We estimate that the pay-TV operations contribute around 31% to Time Warner Cable’s stock value. Even though the pay-TV subscriber base grew by 30,000 subscribers during the first three months of 2015, the increase is just the first instance of quarterly growth in the subscriber base since 2009. [3] The cable company has actually been losing pay-TV subscribers for years now. The overall subscriber base has come down from 13.3 million in 2007 to 10.82 million by the end of March 31, 2015. [2] This can be attributed to a combination of factors, including market saturation, fierce competition amongst cable companies, rise of cheaper alternative platforms such as Netflix (NASDAQ:NFLX), delays in the transition to a digital platform etc.

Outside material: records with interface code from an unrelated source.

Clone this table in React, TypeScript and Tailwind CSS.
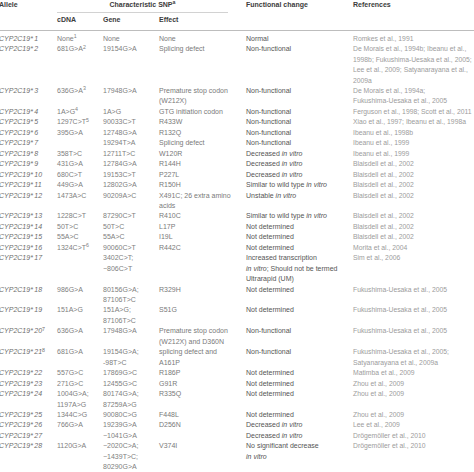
import type { ReactNode } from "react";

type Row = {
  a: string;
  n?: string;
  c?: ReactNode;
  g?: ReactNode;
  e?: ReactNode;
  f: ReactNode;
  r: ReactNode;
};

const iv = <i>in vitro</i>;
const dec = <>Decreased {iv}</>;
const nd = "Not determined";
const nf = "Non-functional";
const bl = "Blaisdell et al., 2002";
const fu = "Fukushima-Uesaka et al., 2005";

const rows: Row[] = [
  { a: "1", c: <>None<sup>1</sup></>, g: "None", e: "None", f: "Normal", r: "Romkes et al., 1991" },
  {
    a: "2",
    c: <>681G&gt;A<sup>2</sup></>,
    g: "19154G>A",
    e: "Splicing defect",
    f: nf,
    r: (
      <>
        De Morais et al., 1994b; Ibeanu et al.,
        <br />
        1998b; Fukushima-Uesaka et al., 2005;
        <br />
        Lee et al., 2009; Satyanarayana et al.,
        <br />
        2009a
      </>
    ),
  },
  {
    a: "3",
    c: <>636G&gt;A<sup>3</sup></>,
    g: "17948G>A",
    e: <>Premature stop codon<br />(W212X)</>,
    f: nf,
    r: <>De Morais et al., 1994a;<br />{fu}</>,
  },
  { a: "4", c: <>1A&gt;G<sup>4</sup></>, g: "1A>G", e: "GTG initiation codon", f: nf, r: "Ferguson et al., 1998; Scott et al., 2011" },
  { a: "5", c: <>1297C&gt;T<sup>5</sup></>, g: "90033C>T", e: "R433W", f: nf, r: "Xiao et al., 1997; Ibeanu et al., 1998a" },
  { a: "6", c: "395G>A", g: "12748G>A", e: "R132Q", f: nf, r: "Ibeanu et al., 1998b" },
  { a: "7", g: "19294T>A", e: "Splicing defect", f: nf, r: "Ibeanu et al., 1999" },
  { a: "8", c: "358T>C", g: "12711T>C", e: "W120R", f: dec, r: "Ibeanu et al., 1999" },
  { a: "9", c: "431G>A", g: "12784G>A", e: "R144H", f: dec, r: bl },
  { a: "10", c: "680C>T", g: "19153C>T", e: "P227L", f: dec, r: bl },
  { a: "11", c: "449G>A", g: "12802G>A", e: "R150H", f: <>Similar to wild type {iv}</>, r: bl },
  {
    a: "12",
    c: "1473A>C",
    g: "90209A>C",
    e: <>X491C; 26 extra amino<br />acids</>,
    f: <>Unstable {iv}</>,
    r: bl,
  },
  { a: "13", c: "1228C>T", g: "87290C>T", e: "R410C", f: <>Similar to wild type {iv}</>, r: bl },
  { a: "14", c: "50T>C", g: "50T>C", e: "L17P", f: nd, r: bl },
  { a: "15", c: "55A>C", g: "55A>C", e: "I19L", f: nd, r: bl },
  { a: "16", c: <>1324C&gt;T<sup>6</sup></>, g: "90060C>T", e: "R442C", f: nd, r: "Morita et al., 2004" },
  {
    a: "17",
    g: <>3402C&gt;T;<br />−806C&gt;T</>,
    f: (
      <>
        Increased transcription
        <br />
        {iv}; Should not be termed
        <br />
        Ultrarapid (UM)
      </>
    ),
    r: "Sim et al., 2006",
  },
  { a: "18", c: "986G>A", g: <>80156G&gt;A;<br />87106T&gt;C</>, e: "R329H", f: nd, r: fu },
  { a: "19", c: "151A>G", g: <>151A&gt;G;<br />87106T&gt;C</>, e: "S51G", f: nd, r: fu },
  {
    a: "20",
    n: "7",
    c: "636G>A",
    g: "17948G>A",
    e: <>Premature stop codon<br />(W212X) and D360N</>,
    f: nf,
    r: fu,
  },
  {
    a: "21",
    n: "8",
    c: "681G>A",
    g: <>19154G&gt;A;<br />-98T&gt;C</>,
    e: <>splicing defect and<br />A161P</>,
    f: nf,
    r: <>Fukushima-Uesaka et al., 2005;<br />Satyanarayana et al., 2009a</>,
  },
  { a: "22", c: "557G>C", g: "17869G>C", e: "R186P", f: nd, r: "Matimba et al., 2009" },
  { a: "23", c: "271G>C", g: "12455G>C", e: "G91R", f: nd, r: "Zhou et al., 2009" },
  {
    a: "24",
    c: <>1004G&gt;A;<br />1197A&gt;G</>,
    g: <>80174G&gt;A;<br />87259A&gt;G</>,
    e: "R335Q",
    f: nd,
    r: "Zhou et al., 2009",
  },
  { a: "25", c: "1344C>G", g: "90080C>G", e: "F448L", f: nd, r: "Zhou et al., 2009" },
  { a: "26", c: "766G>A", g: "19239G>A", e: "D256N", f: dec, r: "Lee et al., 2009" },
  { a: "27", g: "−1041G>A", f: dec, r: "Drögemöller et al., 2010" },
  {
    a: "28",
    c: "1120G>A",
    g: <>−2020C&gt;A;<br />−1439T&gt;C;<br />80290G&gt;A</>,
    e: "V374I",
    f: <>No significant decrease<br />{iv}</>,
    r: "Drögemöller et al., 2010",
  },
];

export default function App() {
  const th = "p-0 text-left align-top font-bold text-[#3c3c3c]";
  return (
    <div className="w-[474px] h-[472px] overflow-hidden bg-white font-['Liberation_Sans',Arial,sans-serif]">
      <table className="-ml-px w-[476px] table-fixed border-collapse text-[7px] leading-[10.45px]">
        <colgroup>
          <col className="w-[58px]" />
          <col className="w-[46px]" />
          <col className="w-[56px]" />
          <col className="w-[87px]" />
          <col className="w-[107px]" />
          <col className="w-[122px]" />
        </colgroup>
        <thead>
          <tr>
            <th rowSpan={2} className={`${th} border-b border-[#bdbdbd]`}>
              Allele
            </th>
            <th colSpan={3} className={th}>
              <div className="w-[171px] border-b border-[#d2d2d2] pb-[1.5px] text-center">
                Characteristic SNP<sup>a</sup>
              </div>
            </th>
            <th rowSpan={2} className={`${th} border-b border-[#bdbdbd]`}>
              Functional change
            </th>
            <th rowSpan={2} className={`${th} border-b border-[#bdbdbd]`}>
              References
            </th>
          </tr>
          <tr>
            <th className={`${th} border-b border-[#bdbdbd] pt-[2px] pb-[5px]`}>cDNA</th>
            <th className={`${th} border-b border-[#bdbdbd] pt-[2px] pb-[5px]`}>Gene</th>
            <th className={`${th} border-b border-[#bdbdbd] pt-[2px] pb-[5px]`}>Effect</th>
          </tr>
        </thead>
        <tbody>
          {rows.map((row, i) => {
            const pad = i === 0 ? "pt-[2.3px]" : "";
            const td = `p-0 align-top whitespace-nowrap ${pad}`;
            return (
              <tr key={row.a}>
                <td className={`${td} italic text-[#6e6e6e]`}>
                  CYP2C19*{"\u2009"}
                  {row.a}
                  {row.n && <sup className="not-italic">{row.n}</sup>}
                </td>
                <td className={`${td} text-[#808080]`}>{row.c}</td>
                <td className={`${td} text-[#808080]`}>{row.g}</td>
                <td className={`${td} text-[#7a7a7a]`}>{row.e}</td>
                <td className={`${td} text-[#555555]`}>{row.f}</td>
                <td className={`${td} text-[6.8px] text-[#9c9c9c]`}>{row.r}</td>
              </tr>
            );
          })}
        </tbody>
      </table>
    </div>
  );
}
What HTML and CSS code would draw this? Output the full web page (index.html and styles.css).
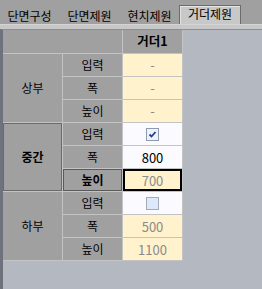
FILE: index.html
```html
<!DOCTYPE html>
<html lang="ko">
<head>
<meta charset="utf-8">
<link rel="stylesheet" href="styles.css">
</head>
<body>
<div class="tabs">
  <div class="tab t1">단면구성</div>
  <div class="tab t2">단면제원</div>
  <div class="tab t3">현치제원</div>
  <div class="tab t4 active">거더제원</div>
</div>
<div class="strip"></div>
<div class="content">
  <div class="grid">
    <div class="cell head corner"></div>
    <div class="cell head colhead">거더1</div>

    <div class="cell head group g1">상부</div>
    <div class="cell head label">입력</div>
    <div class="cell val yellow dim">-</div>
    <div class="cell head label">폭</div>
    <div class="cell val yellow dim">-</div>
    <div class="cell head label">높이</div>
    <div class="cell val yellow dim">-</div>

    <div class="cell head group g2 sel">중간</div>
    <div class="cell head label">입력</div>
    <div class="cell val white"><span class="chk checked"><svg viewBox="0 0 11 11" width="11" height="11"><path d="M2.5 5.5 L4.5 7.5 L8.5 3" fill="none" stroke="#1f3f8f" stroke-width="1.8"/></svg></span></div>
    <div class="cell head label">폭</div>
    <div class="cell val white">800</div>
    <div class="cell head label cur">높이</div>
    <div class="cell val yellow dim focus">700</div>

    <div class="cell head group g3">하부</div>
    <div class="cell head label">입력</div>
    <div class="cell val white"><span class="chk"></span></div>
    <div class="cell head label">폭</div>
    <div class="cell val yellow dim">500</div>
    <div class="cell head label">높이</div>
    <div class="cell val yellow dim">1100</div>
  </div>
</div>
</body>
</html>
```

FILE: styles.css
```css
* { box-sizing: border-box; }
html, body {
  margin: 0;
  padding: 0;
  width: 262px;
  height: 289px;
  overflow: hidden;
  font-family: "Noto Sans CJK KR", "Noto Sans", sans-serif;
  font-size: 12px;
  color: #000;
  background: #b4b8c1;
}
.tabs {
  height: 24px;
  background: #a0a0a0;
  display: flex;
  align-items: flex-end;
}
.tab {
  height: 19px;
  display: flex;
  justify-content: center;
  align-items: center;
  padding-top: 3px;
  line-height: 1;
}
.t1 { width: 59px; }
.t2 { width: 61px; }
.t3 { width: 59px; }
.t4 { width: 62px; }
.tab.active {
  background: #c8c8c8;
  border: 1px solid #6c6c6c;
  border-bottom: none;
  box-shadow: inset 1px 1px 0 #e4e4e4;
  padding-top: 0;
  padding-bottom: 2px;
}
.strip {
  height: 5px;
  background: #c8c8c8;
  border-top: 1px solid #d4d4d4;
}
.content {
  height: 260px;
  border-top: 1px solid #8a8e9c;
  border-left: 3px solid #6e727d;
  padding-top: 0;
}
.grid {
  display: grid;
  grid-template-columns: 59px 59px 59px;
  grid-template-rows: 23px repeat(9, 22px);
  gap: 1px;
  padding: 0 1px 1px 0;
  background: #c3c3c3;
  width: 180px;
}
.cell {
  display: flex;
  align-items: center;
  justify-content: center;
  line-height: 1;
}
.head { background: #a0a0a0; }
.corner { grid-column: 1 / span 2; }
.colhead { font-weight: bold; font-size: 12.5px; }
.group { grid-column: 1; }
.g1 { grid-row: 2 / span 3; }
.g2 { grid-row: 5 / span 3; }
.g3 { grid-row: 8 / span 3; }
.sel {
  font-weight: bold;
  border: 1px solid #6a6a6a;
}
.cur {
  font-weight: bold;
  border: 1px solid #5a5a5a;
}
.label { grid-column: 2; }
.val { grid-column: 3; font-size: 13px; }
.yellow { background: #fff2cc; }
.white { background: #fbfaff; }
.dim { color: #8a8a8a; }
.focus { border: 2px solid #000; }
.chk {
  width: 13px;
  height: 13px;
  border: 1px solid #a3abbb;
  background: #dde8fb;
  display: flex;
  align-items: center;
  justify-content: center;
}
.chk.checked { background: #eef2fa; border-color: #8e9ab0; }
```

However, Time Warner Cable was able to slow the pace of the subscriber base decline last year. The company lost 408,000 subscribers in 2014, which is significantly less than the 833,000 subscribers the company lost a year before. [2] Time Warner Cable resorted to blacking out popular channels such as CBS, Showtime, TMC etc. during carriage disputes in the past, which often led to mass subscriber exits. [4] However, the company has not had such an episode in the recent past, which has helped in rebuilding some trust with the subscriber base. We believe Time Warner Cable will continue to lose pay-TV subscribers in the coming years, albeit at a slower pace. Contrastingly, pay-TV average revenue per user (ARPU) for the full year 2014 improved to $75.85 from $74.90 in the prior year. We estimate that the company’s pay-TV subscriber base will be around 10.58 million for the year 2015, translating into pay-TV revenues of $8.7 billion. This forecast takes into account close to 2% growth in ARPU.

Note that our revenue estimates do not take into account revenue generated from advanced services such as HD/DVR and advertising and franchise fees. We estimate these revenue streams as separate drivers.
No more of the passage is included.